#### Aim
Tally the lines that hold the word "screenshot" and reply with that figure only.

#### Pages as source code
****

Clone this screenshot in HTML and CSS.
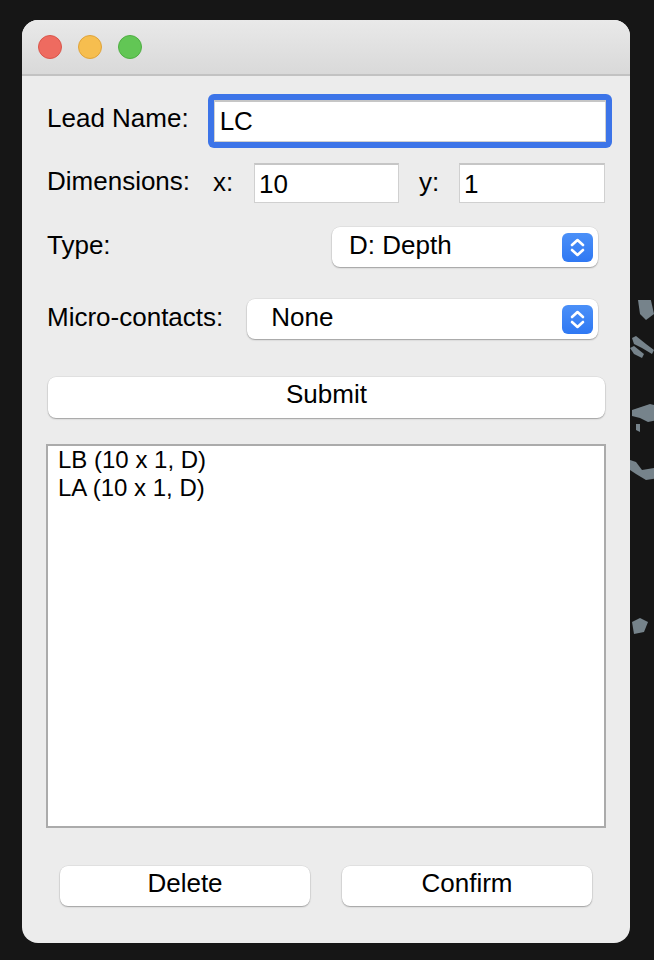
FILE: index.html
```html
<!DOCTYPE html>
<html lang="en">
<head>
<meta charset="utf-8">
<title>Lead Entry</title>
<link rel="stylesheet" href="styles.css">
</head>
<body>
<svg class="backdrop" width="30" height="340" viewBox="0 0 30 340" aria-hidden="true">
  <g fill="#76838b">
    <path d="M10 0 L22 -4 L26 14 L18 20 L12 14 Z"/>
    <path d="M4 38 L8 36 L18 44 L26 50 L24 54 L14 48 L6 44 Z"/>
    <path d="M2 48 L6 46 L16 54 L14 58 L6 54 Z"/>
    <path d="M4 110 L22 104 L30 106 L30 120 L20 122 L12 118 L4 116 Z"/>
    <path d="M8 124 L12 124 L12 132 L8 130 Z"/>
    <path d="M2 160 L8 162 L14 170 L26 168 L30 170 L30 178 L18 180 L8 174 L2 170 Z"/>
    <path d="M4 322 L12 318 L20 322 L16 332 L6 334 Z"/>
  </g>
</svg>
<div class="window">
  <div class="titlebar">
    <span class="light red"></span>
    <span class="light yellow"></span>
    <span class="light green"></span>
  </div>
  <div class="content">
    <div class="row row-name">
      <span class="label label-name">Lead Name:</span>
      <div class="focus-ring"><div class="field field-name">LC</div></div>
    </div>
    <div class="row row-dims">
      <span class="label label-dims">Dimensions:</span>
      <span class="axis axis-x">x:</span>
      <div class="field field-x">10</div>
      <span class="axis axis-y">y:</span>
      <div class="field field-y">1</div>
    </div>
    <div class="row row-type">
      <span class="label">Type:</span>
      <div class="popup popup-type">
        <span class="popup-text">D: Depth</span>
        <span class="stepper">
          <svg width="31" height="29" viewBox="0 0 31 29"><path d="M10 12 L15.5 7 L21 12 M10 17 L15.5 22 L21 17" fill="none" stroke="#fff" stroke-width="2.6" stroke-linecap="round" stroke-linejoin="round"/></svg>
        </span>
      </div>
    </div>
    <div class="row row-micro">
      <span class="label">Micro-contacts:</span>
      <div class="popup popup-micro">
        <span class="popup-text">None</span>
        <span class="stepper">
          <svg width="31" height="29" viewBox="0 0 31 29"><path d="M10 12 L15.5 7 L21 12 M10 17 L15.5 22 L21 17" fill="none" stroke="#fff" stroke-width="2.6" stroke-linecap="round" stroke-linejoin="round"/></svg>
        </span>
      </div>
    </div>
    <div class="button submit">Submit</div>
    <div class="listbox">
      <div class="list-item">LB (10 x 1, D)</div>
      <div class="list-item">LA (10 x 1, D)</div>
    </div>
    <div class="actions">
      <div class="button action">Delete</div>
      <div class="button action">Confirm</div>
    </div>
  </div>
</div>
</body>
</html>
```
FILE: styles.css
```css
html, body {
  margin: 0;
  padding: 0;
}
body {
  background: #161616;
  width: 654px;
  height: 960px;
  position: relative;
  overflow: hidden;
  font-family: "Liberation Sans", Arial, Helvetica, sans-serif;
  color: #000;
}
.backdrop {
  position: absolute;
  left: 628px;
  top: 300px;
}
.window {
  position: relative;
  margin: 20px 0 0 22px;
  width: 608px;
  height: 923px;
  background: #ececec;
  border-radius: 16px;
  overflow: hidden;
  display: flex;
  flex-direction: column;
}
.titlebar {
  height: 56px;
  flex: none;
  box-sizing: border-box;
  border-bottom: 2px solid #c2c2c2;
  background: linear-gradient(#e9e9e9, #d9d9d9);
  display: flex;
  align-items: center;
  gap: 16px;
  padding-left: 16px;
}
.light {
  width: 24px;
  height: 24px;
  border-radius: 50%;
  box-sizing: border-box;
}
.red { background: #ee6b60; border: 1px solid #d9564b; }
.yellow { background: #f6be4f; border: 1px solid #dfa33a; }
.green { background: #62c655; border: 1px solid #4fae43; }

.content {
  padding: 0 25px;
  display: flex;
  flex-direction: column;
  font-size: 26px;
}
.row {
  display: flex;
  align-items: center;
}
.label {
  white-space: nowrap;
  margin-bottom: 3px;
}
.label-name {
  margin-bottom: 5px;
}
.row-name {
  margin-top: 18px;
}
.focus-ring {
  flex: 1;
  margin-left: 19px;
  margin-right: -7px;
  background: #3c74e8;
  padding: 6px;
  border-radius: 6px;
}
.field {
  background: #fff;
  box-sizing: border-box;
  border: 1px solid #d0d0d0;
  border-top: 2px solid #c6c6c6;
  padding-left: 4px;
  line-height: 1;
  display: flex;
  align-items: center;
}
.field-name {
  height: 42px;
  padding-left: 5px;
  padding-bottom: 2px;
}
.row-dims {
  margin-top: 15px;
}
.label-dims {
  width: 166px;
}
.axis {
  display: inline-block;
  margin-bottom: 2px;
}
.axis-x {
  width: 41px;
}
.axis-y {
  width: 40px;
  padding-left: 20px;
}
.field-x {
  width: 145px;
  height: 40px;
}
.field-y {
  flex: 1;
  height: 40px;
}
.row-type {
  margin-top: 24px;
  justify-content: space-between;
}
.popup {
  background: #fff;
  height: 40px;
  border-radius: 8px;
  box-shadow: 0 1px 1.5px rgba(0, 0, 0, 0.3), 0 0 0 0.5px rgba(0, 0, 0, 0.08);
  display: flex;
  align-items: center;
  justify-content: space-between;
  box-sizing: border-box;
  padding-right: 5px;
  margin-right: 7px;
}
.popup-type {
  width: 266px;
  padding-left: 17px;
}
.row-micro {
  margin-top: 32px;
}
.popup-micro {
  flex: 1;
  margin-left: 24px;
  padding-left: 24px;
}
.popup-text {
  line-height: 1;
  margin-top: -4px;
}
.stepper {
  width: 31px;
  height: 29px;
  border-radius: 6px;
  background: linear-gradient(#4b90f8, #2f78f3);
  display: block;
  margin-top: 1px;
}
.stepper svg {
  display: block;
}
.button {
  background: #fff;
  border-radius: 8px;
  box-shadow: 0 1px 1.5px rgba(0, 0, 0, 0.3), 0 0 0 0.5px rgba(0, 0, 0, 0.08);
  display: flex;
  align-items: center;
  justify-content: center;
  line-height: 1;
  padding-bottom: 7px;
  box-sizing: border-box;
}
.submit {
  margin-top: 38px;
  margin-left: 1px;
  height: 41px;
}
.listbox {
  margin-top: 26px;
  margin-left: -1px;
  margin-right: -1px;
  height: 384px;
  box-sizing: border-box;
  border: 2px solid #ababab;
  background: #fff;
  padding: 0 10px;
  font-size: 24px;
  line-height: 28px;
}
.actions {
  margin-top: 38px;
  display: flex;
  justify-content: center;
  gap: 32px;
}
.action {
  width: 250px;
  height: 40px;
}
```
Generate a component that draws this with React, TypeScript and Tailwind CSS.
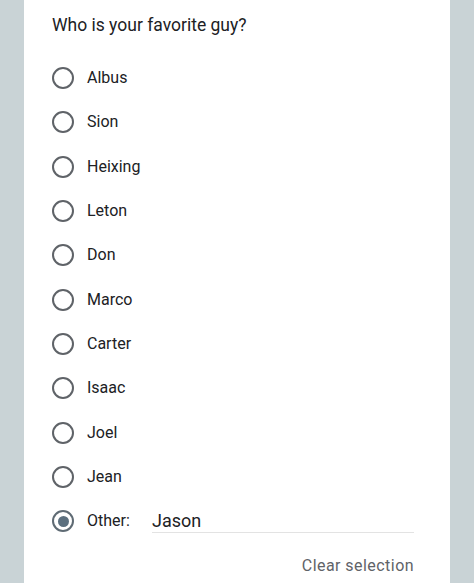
import { useState } from 'react'

const options = ['Albus', 'Sion', 'Heixing', 'Leton', 'Don', 'Marco', 'Carter', 'Isaac', 'Joel', 'Jean']

function Radio({ checked }: { checked: boolean }) {
  return (
    <span
      className={
        'flex h-[22px] w-[22px] shrink-0 items-center justify-center rounded-full border-2 ' +
        (checked ? 'border-[#5f6b74]' : 'border-[#5f6368]')
      }
    >
      {checked && <span className="h-[11px] w-[11px] rounded-full bg-[#5b6f7e]" />}
    </span>
  )
}

export default function App() {
  const [selected, setSelected] = useState('other')
  const [other, setOther] = useState('Jason')

  return (
    <div className="flex min-h-[583px] bg-[#c9d3d6] font-['Roboto',sans-serif]">
      <div className="ml-[24px] w-[426px] bg-white pl-[28px] pr-[36px]">
        <h2 className="pt-[13px] text-[17.5px] leading-[24px] text-[#202124]">Who is your favorite guy?</h2>

        <div className="mt-[19px] flex flex-col">
          {options.map((name) => (
            <label
              key={name}
              onClick={() => setSelected(name)}
              className="flex h-[44.3px] cursor-pointer items-center gap-[13px] text-[16px] text-[#202124]"
            >
              <Radio checked={selected === name} />
              {name}
            </label>
          ))}

          {/* ── Other ── */}
          <div className="flex h-[44.3px] items-center" onClick={() => setSelected('other')}>
            <Radio checked={selected === 'other'} />
            <span className="ml-[13px] w-[65px] text-[16px] text-[#202124]">Other:</span>
            <input
              value={other}
              onChange={(e) => setOther(e.target.value)}
              className="h-[24px] flex-1 border-b border-[#e3e3e3] bg-transparent text-[18px] text-[#202124] outline-none"
            />
          </div>
        </div>

        <div className="mt-[11px] flex justify-end">
          <button
            onClick={() => setSelected('')}
            className="text-[16px] tracking-[0.45px] text-[#5f6368]"
          >
            Clear selection
          </button>
        </div>
      </div>
    </div>
  )
}
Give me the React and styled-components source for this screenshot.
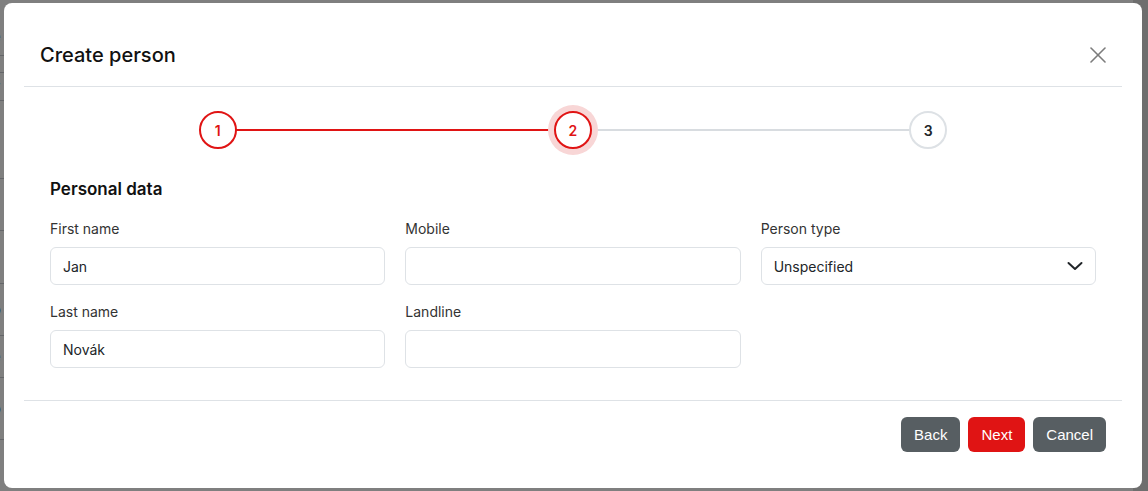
import React from 'react';
import styled, { createGlobalStyle } from 'styled-components';

const GlobalStyle = createGlobalStyle`
  html, body {
    margin: 0;
    padding: 0;
    font-family: Inter, "Noto Sans", sans-serif;
    color: #212529;
  }
  * { box-sizing: border-box; }
`;

const Page = styled.div`
  width: 1148px;
  height: 491px;
  display: flex;
  overflow: hidden;
  background: #ffffff;
`;

const PageMain = styled.div`
  flex: 1;
  display: flex;
  flex-direction: column;
  padding-top: 18px;
`;

const BgRow = styled.div`
  height: ${p => p.$h}px;
  border-bottom: 1px solid #c8cdd2;
  display: flex;
  align-items: center;
  font-size: 15px;
  color: ${p => p.$color || '#333'};
  font-weight: ${p => p.$bold ? 700 : 400};
  margin-left: -8px;
`;

const Scrollbar = styled.div`
  width: 15px;
  background: #dcdcdc;
`;

const Backdrop = styled.div`
  position: fixed;
  inset: 0;
  background: rgba(0, 0, 0, 0.5);
`;

const Modal = styled.div`
  position: fixed;
  left: 4px;
  top: 3px;
  width: 1138px;
  height: 485px;
  background: #fff;
  border-radius: 8px;
  padding: 0 20px;
  display: flex;
  flex-direction: column;
`;

const Header = styled.div`
  height: 84px;
  padding: 20px 16px 0;
  display: flex;
  align-items: center;
  justify-content: space-between;
  border-bottom: 1px solid #dee2e6;
`;

const Title = styled.h2`
  margin: 0;
  font-size: 20px;
  font-weight: 500;
  color: #111;
`;

const CloseButton = styled.button`
  border: 0;
  background: none;
  padding: 0;
  width: 16px;
  height: 16px;
  display: flex;
  color: #7c7c7c;
  cursor: pointer;
`;

const Body = styled.div`
  padding: 24px 26px 32px;
  border-bottom: 1px solid #dee2e6;
`;

const Stepper = styled.div`
  display: grid;
  grid-template-columns: repeat(3, 1fr);
  column-gap: 20px;
`;

const StepCell = styled.div`
  display: flex;
  justify-content: center;
  position: relative;
`;

const Connector = styled.div`
  position: absolute;
  top: 18px;
  left: 50%;
  width: calc(100% + 20px);
  height: 2px;
  background: ${p => p.$done ? '#e01414' : '#d8dce0'};
`;

const StepCircle = styled.div`
  position: relative;
  z-index: 1;
  width: 38px;
  height: 38px;
  border-radius: 50%;
  background: #fff;
  border: 2px solid ${p => p.$state === 'todo' ? '#dde1e5' : '#e01414'};
  color: ${p => p.$state === 'todo' ? '#212529' : '#e01414'};
  box-shadow: ${p => p.$state === 'current' ? '0 0 0 6px #f8d6d6' : 'none'};
  display: flex;
  align-items: center;
  justify-content: center;
  font-size: 14px;
  font-weight: 600;
`;

const SectionTitle = styled.h3`
  margin: 28px 0 18px;
  font-size: 17px;
  line-height: 24px;
  font-weight: 600;
  color: #111;
`;

const FormGrid = styled.div`
  display: grid;
  grid-template-columns: repeat(3, 1fr);
  column-gap: 20px;
  row-gap: 17px;
`;

const Field = styled.div`
  display: flex;
  flex-direction: column;
  gap: 8px;
`;

const Label = styled.label`
  font-size: 14px;
  line-height: 20px;
  color: #333;
`;

const Input = styled.div`
  height: 38px;
  border: 1px solid #dee2e6;
  border-radius: 6px;
  padding: 0 12px;
  display: flex;
  align-items: center;
  justify-content: space-between;
  font-size: 14px;
  color: #212529;
`;

const Footer = styled.div`
  display: flex;
  justify-content: flex-end;
  gap: 8px;
  padding: 16px 16px 0;
`;

const Button = styled.button`
  height: 35px;
  padding: 0 13px;
  border: 0;
  border-radius: 6px;
  background: ${p => p.$primary ? '#e01414' : '#575e62'};
  color: #fff;
  font-family: "Liberation Sans", Arial, sans-serif;
  font-size: 15px;
  cursor: pointer;
`;

const Chevron = () => (
  <svg width="16" height="16" viewBox="0 0 16 16" fill="none" stroke="#212529" strokeWidth="2" strokeLinecap="round" strokeLinejoin="round">
    <polyline points="1.5 5 8 11 14.5 5" />
  </svg>
);

const bgRows = [
  { h: 38, t: 'e' },
  { h: 17, t: '' },
  { h: 28, t: 'v', color: '#2a6fb0' },
  { h: 78, t: 'r', bold: true },
  { h: 52, t: '' },
  { h: 53, t: '' },
  { h: 52, t: 'o' },
  { h: 42, t: 'e' },
  { h: 62, t: 'o' },
];

const steps = ['done', 'current', 'todo'];

const fields = [
  { label: 'First name', value: 'Jan' },
  { label: 'Mobile', value: '' },
  { label: 'Person type', value: 'Unspecified', select: true },
  { label: 'Last name', value: 'Novák' },
  { label: 'Landline', value: '' },
];

export default function App() {
  return (
    <>
      <GlobalStyle />
      <Page>
        <PageMain>
          {bgRows.map((r, i) => (
            <BgRow key={i} $h={r.h} $color={r.color} $bold={r.bold}>{r.t}</BgRow>
          ))}
        </PageMain>
        <Scrollbar />
      </Page>
      <Backdrop />
      <Modal>
        <Header>
          <Title>Create person</Title>
          <CloseButton aria-label="Close">
            <svg width="16" height="16" viewBox="0 0 16 16" fill="none" stroke="currentColor" strokeWidth="1.6" strokeLinecap="round">
              <line x1="1" y1="1" x2="15" y2="15" />
              <line x1="15" y1="1" x2="1" y2="15" />
            </svg>
          </CloseButton>
        </Header>
        <Body>
          <Stepper>
            {steps.map((s, i) => (
              <StepCell key={i}>
                {i < steps.length - 1 && <Connector $done={s === 'done'} />}
                <StepCircle $state={s}>{i + 1}</StepCircle>
              </StepCell>
            ))}
          </Stepper>
          <SectionTitle>Personal data</SectionTitle>
          <FormGrid>
            {fields.map(f => (
              <Field key={f.label}>
                <Label>{f.label}</Label>
                <Input>
                  <span>{f.value}</span>
                  {f.select && <Chevron />}
                </Input>
              </Field>
            ))}
          </FormGrid>
        </Body>
        <Footer>
          <Button>Back</Button>
          <Button $primary>Next</Button>
          <Button>Cancel</Button>
        </Footer>
      </Modal>
    </>
  );
}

****

#### Solution to the exercise
2